The controversy has spread beyond college politics into a social media furore. An artist who goes by the name of Rodent posted on Twitter ‘The whole Dawn Mellor/Tippy Rampage mess is so gross on so many levels. Masquerading as a trans person to push a toxic stereotype, abusing the trust of trans students + using them as non-consenting research subjects is fucking WILD.’
Another wrote ‘Let me not even have to consider how the behaviour of Dawn Mellor may reflect on my own future opportunities in academia. Please. I was just starting to have hope that I might one day be a lecturer who can help provide a safe space for queer students.’
Mellor launched a book, Sirens, in London on Friday which, the blurb states maps ‘the protagonist’s shifting relationship to crime, gender, class and sexuality from multiple perspectives: as a child in Gamesley in the 70s, a lesbian performer in sex clubs in the mid 90s, an artist with and without gallery representation, and as a lecturer within an academic institution. These changes of position mix the language of a rally cry with an acerbic satire of the authorial voice and everyone they encounter.’
Reflecting on her work with Studio International last year, Mellor said ‘The characters are often developed during the painting process, where the application of paint allows for shifting positions to present themselves simultaneously.’
‘It is impossible for me to paint mainstream famous women without considering historical representations in terms of class, gender, race or sexuality.
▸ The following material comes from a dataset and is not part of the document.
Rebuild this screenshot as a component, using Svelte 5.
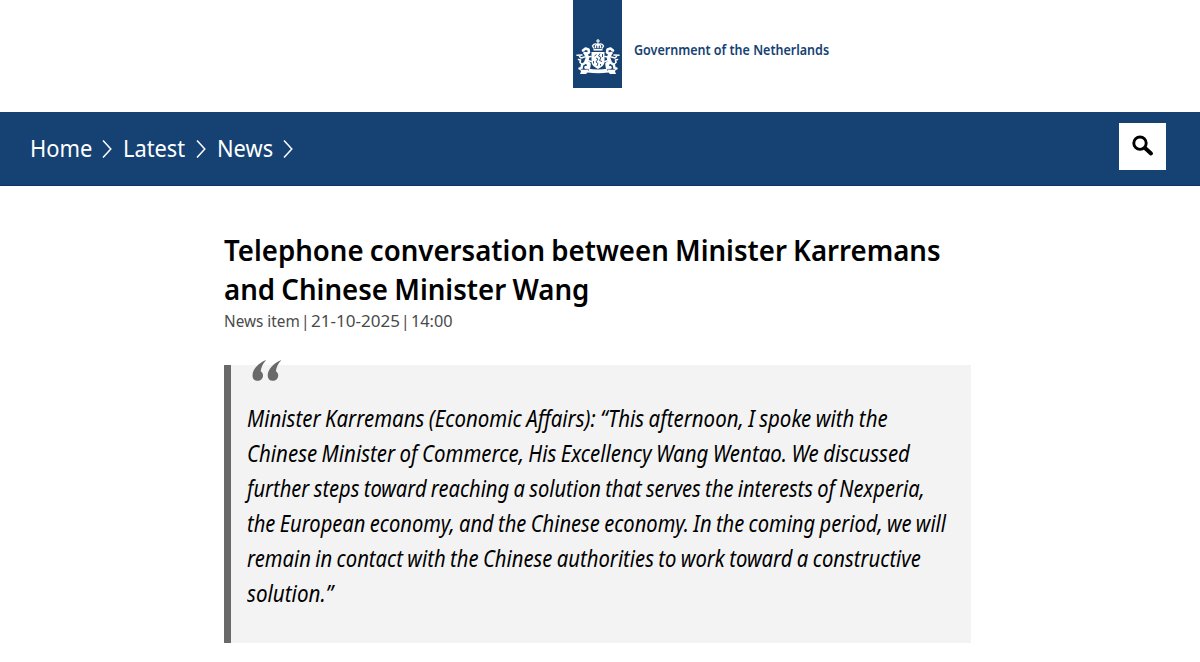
<script lang="ts">
  type Line = { text: string; width: number };

  const crumbs: Line[] = [
    { text: 'Home', width: 62 },
    { text: 'Latest', width: 62.5 },
    { text: 'News', width: 56 }
  ];

  const title: Line[] = [
    { text: 'Telephone conversation between Minister Karremans', width: 717 },
    { text: 'and Chinese Minister Wang', width: 365 }
  ];

  const meta: Line[] = [
    { text: 'News item', width: 76 },
    { text: '|', width: 9 },
    { text: '21-10-2025', width: 89 },
    { text: '|', width: 9 },
    { text: '14:00', width: 42 }
  ];

  const quote: Line[] = [
    { text: 'Minister Karremans (Economic Affairs): “This afternoon, I spoke with the', width: 641 },
    { text: 'Chinese Minister of Commerce, His Excellency Wang Wentao. We discussed', width: 663 },
    { text: 'further steps toward reaching a solution that serves the interests of Nexperia,', width: 678 },
    { text: 'the European economy, and the Chinese economy. In the coming period, we will', width: 699 },
    { text: 'remain in contact with the Chinese authorities to work toward a constructive', width: 674 },
    { text: 'solution.”', width: 86 }
  ];

  // squeezes a line of text to the given width
  function fit(node: HTMLElement, width: number) {
    node.style.transform = `scaleX(${width / node.offsetWidth})`;
  }
</script>

{#snippet lion()}
  <g fill="none" stroke="#fff" stroke-linecap="round" stroke-linejoin="round">
    <path d="M7 11.5l2.500-2 3 1 .5 3-2.500 1.500-2-1" stroke-width="2.600" />
    <path d="M10 15l1.500 4-1.500 4 3 2-.5 3.500h-2.500" stroke-width="3.600" />
    <path d="M9.500 23.500L6 26l-.5 3.500h-2" stroke-width="2.400" />
    <path d="M8.500 18l-3.500 1-1.500-1.500M1 16.200l5-.2" stroke-width="1.600" />
    <path d="M12 18l3-.5M12 21.500l3 1" stroke-width="1.700" />
    <path d="M6.500 25.500L4 23.500l.5-2.500-2-.5" stroke-width="1.600" />
  </g>
{/snippet}

<header class="logo">
  <div class="ribbon">
    <svg class="arms" viewBox="0 0 44 37" width="44" height="37" fill="#fff">
      <path d="M21.400 0h1.200v1.500H24v1h-1.400v2h-1.200v-2H20v-1h1.400z" />
      <g fill="none" stroke="#fff" stroke-width="1.400">
        <path d="M18 9.500l-1.500-2.500q1-2.500 3.500-2l2 2 2-2q2.500-.5 3.500 2L26 9.500M22 4v5M19.500 6v3M24.500 6v3" />
        <path d="M17.500 10.700h9" stroke-width="1.800" />
      </g>
      <path d="M15.500 13h13v9.500c0 4-3 5.500-6.500 7.500-3.500-2-6.500-3.500-6.500-7.500z" />
      <path d="M20.500 15.500l-2 1.500M24 14.500l-1.500 2.500 2.500 1.500-1.500 3 2.500 1M20 19l2 1-2 3 2 1.500-1 2.500M26.500 15v3M17.500 22v2.500M24.500 25v1.500" fill="none" stroke="#154273" stroke-width=".9" />
      {@render lion()}
      <g transform="matrix(-1 0 0 1 44 0)">
        {@render lion()}
      </g>
      <path d="M4 30.500h6l1.500-1q10.500 2 21 0l1.500 1h6l-1 2 1 2.500h-6l-1.500-1.500q-10.500 1.500-21 0L10 35H4l1-2.500z" />
      <path d="M5 30.300h7.500v1.500M39 30.300h-7.500v1.500" fill="none" stroke="#154273" stroke-width=".6" />
    </svg>
  </div>
  <span class="wordmark" use:fit={195}>Government of the Netherlands</span>
</header>

<nav>
  <ol>
    {#each crumbs as crumb}
      <li>
        <a href="#top" style:width="{crumb.width}px"><span class="line" use:fit={crumb.width}>{crumb.text}</span></a>
        <svg viewBox="0 0 10 18" width="10" height="18">
          <path d="M1 .5L8.800 9 1 17.500" fill="none" stroke="#fff" stroke-width="1.500" />
        </svg>
      </li>
    {/each}
  </ol>
  <button aria-label="Search">
    <svg viewBox="0 0 22 22" width="22" height="22" fill="none" stroke="#000">
      <circle cx="8" cy="8.200" r="6.200" stroke-width="2.900" />
      <path d="M13 13l6 5.500" stroke-width="4" stroke-linecap="round" />
    </svg>
  </button>
</nav>

<main>
  <h1>
    {#each title as line}
      <span class="line" use:fit={line.width}>{line.text}</span>
    {/each}
  </h1>
  <p class="meta">
    {#each meta as part}
      <span style:width="{part.width}px"><span class="line" use:fit={part.width}>{part.text}</span></span>
    {/each}
  </p>

  <blockquote>
    <svg class="mark" viewBox="0 0 30 22" width="30" height="22" fill="#696969">
      <path d="M13.500.2C6.500 3 .5 9.500.5 15.500c0 3.500 2 5.300 5 5.300s5.500-2 5.500-5.300c0-2-1-3.200-2.300-4.200C9 7.500 11 3.500 14 .2z" />
      <path d="M28.700.2c-7 2.800-13 9.300-13 15.300 0 3.500 2 5.300 5 5.300s5.500-2 5.500-5.300c0-2-1-3.200-2.300-4.200.3-3.800 2.300-7.800 5.300-11.100z" />
    </svg>
    {#each quote as line}
      <span class="line" use:fit={line.width}>{line.text}</span>
    {/each}
  </blockquote>
</main>

<style>
  :global(body) {
    background: #fff;
    color: #000;
    font-family: 'Noto Sans', 'Open Sans', sans-serif;
    overflow: hidden;
  }

  .logo {
    height: 112px;
    display: flex;
    padding-left: 573px;
    gap: 12px;
  }
  .ribbon {
    box-sizing: border-box;
    width: 49px;
    height: 88px;
    padding: 39px 0 0 3px;
    background: #154273;
  }
  .arms { display: block; }
  .wordmark {
    align-self: flex-start;
    margin-top: 40px;
    color: #154273;
    font-size: 14px;
    font-weight: 600;
    line-height: 20px;
    white-space: nowrap;
    transform-origin: left;
  }

  .line {
    display: block;
    width: max-content;
    white-space: nowrap;
    transform-origin: left;
  }

  nav {
    box-sizing: border-box;
    height: 74px;
    padding: 0 34px 0 30px;
    display: flex;
    justify-content: space-between;
    background: #154273;
    border-bottom: 1px solid #0f3460;
  }
  ol {
    display: flex;
    gap: 11px;
    margin: 0;
    padding: 20px 0 0;
    list-style: none;
  }
  li {
    display: flex;
    align-items: center;
    gap: 10px;
    height: 33px;
  }
  li a {
    color: #fff;
    font-size: 23px;
    line-height: 33px;
    text-decoration: none;
  }
  nav button {
    width: 47px;
    height: 47px;
    margin-top: 11px;
    padding: 0 0 2px;
    display: grid;
    place-items: center;
    background: #fff;
    border: 0;
  }

  main {
    width: 747px;
    margin-left: 224px;
    padding-top: 44px;
  }
  h1 {
    margin: 0;
    font-size: 29px;
    font-weight: 650;
    line-height: 39px;
    word-spacing: -1px;
  }
  .meta {
    display: flex;
    gap: 1px;
    margin: 1px 0 0;
    color: #4a4a4a;
    font-size: 15.5px;
    line-height: 24px;
  }

  blockquote {
    position: relative;
    box-sizing: border-box;
    height: 278px;
    margin: 32px 0 0;
    padding: 36px 0 0 16px;
    background: #f3f3f3;
    border-left: 7px solid #696969;
    font-size: 23px;
    font-style: italic;
    font-stretch: 80%;
    line-height: 35.1px;
    word-spacing: -1px;
  }
  .mark {
    position: absolute;
    top: -5px;
    left: 21px;
  }
</style>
Some of the gender switching that occurs in the [2018 exhibition at Team Gallery, New York] Sirens seeks to disrupt assumptions about what the paintings are doing… my own position is not one of simplistic hostility towards how other people choose to self-identify in conditions where we are all performing identities, or have them applied to us. I have consumed an excessive amount of lectures on identity politics during the process of this book, and I find myself being persuaded by various points in different arguments.’
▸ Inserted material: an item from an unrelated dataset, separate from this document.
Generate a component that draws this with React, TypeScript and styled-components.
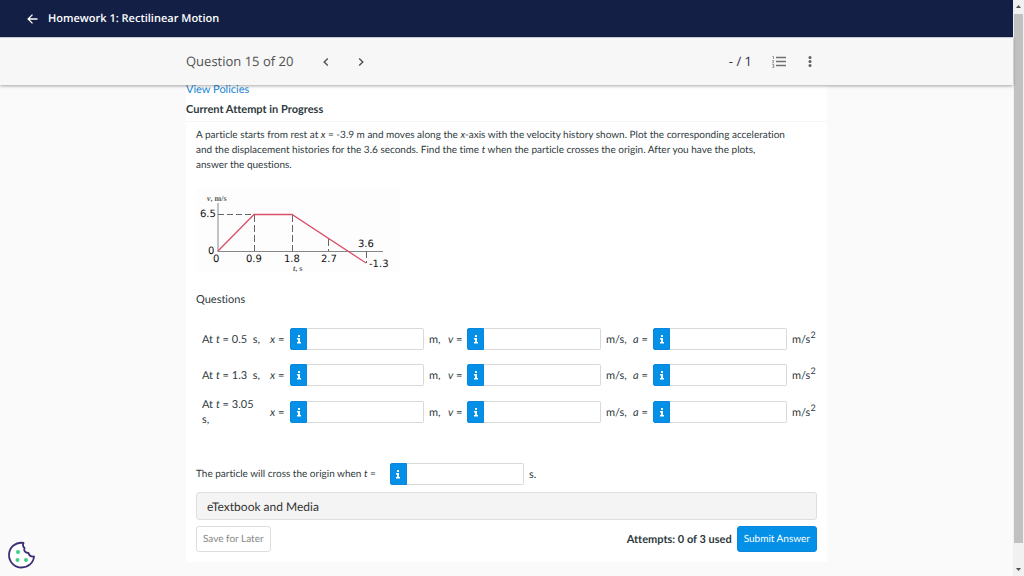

In an invitation to the launch, seen by The Tab, who originally broke the story, Mellor writes ‘The book was initially proposed several years ago in my job application form, for my role as lecturer in studio practice for the Fine Art BA and contains in full the presentation I gave for the job interview. The character Tippy Rampage, performed mostly onsite at Goldsmiths and on social media accounts, has contributed to some parts of the research.’